ADR-0840: Fix cu_state leak on import failure and gpu_dispatch_env TOCTOU

  • Status: Accepted
  • Date: 2026-05-29
  • Deciders: lusoris
  • Tags: cuda, security, framework, ci

Context

Two independent correctness bugs were identified in the GPU dispatch path during an audit (source: audit a4003b2235845d570):

Bug 1 — cu_state leak (CWE-401, memory leak on error path): In core/tools/vmaf.c, vmaf_cuda_state_init allocates cu_state. If the subsequent vmaf_cuda_import_state call fails, the function returned -1 without calling vmaf_cuda_state_free(cu_state), leaking the allocation for the lifetime of the process. The leak only occurs on the error path (GPU init succeeds but import fails), but it is a CWE-401 resource leak.

Bug 2 — gpu_dispatch_env lock-free fast-path TOCTOU (LOW severity): vmaf_gpu_dispatch_env_get in core/src/gpu_dispatch_env.c uses a lock-free fast path that reads g_rows[i].var_name and g_rows[i].value without memory fences. On weakly-ordered architectures (ARM64, POWER), a CPU or compiler reorder can cause the reader to observe a non-NULL var_name while value is still uninitialized. The publisher inside the mutex wrote value first, then var_name, but without a release fence the ordering is not guaranteed to be visible to observers outside the lock. A paired release/acquire fence pair makes the ordering formally correct per ISO C11 §7.17 and eliminates the TOCTOU hazard.

Decision

Apply both fixes in the same PR:

  1. Add vmaf_cuda_state_free(cu_state); before the return -1 in the vmaf_cuda_import_state failure arm in core/tools/vmaf.c.

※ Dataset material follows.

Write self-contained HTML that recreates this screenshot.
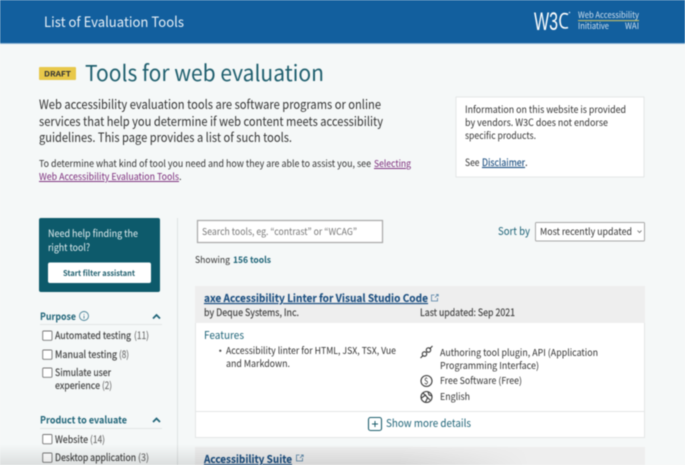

  2. In core/src/gpu_dispatch_env.c:

  3. Add #include <stdatomic.h>.
  4. Insert atomic_thread_fence(memory_order_release) after writing row->value and before writing row->var_name on the publish path (inside the lock).
  5. Insert atomic_thread_fence(memory_order_acquire) after matching g_rows[i].var_name and before reading g_rows[i].value on both fast-path loops.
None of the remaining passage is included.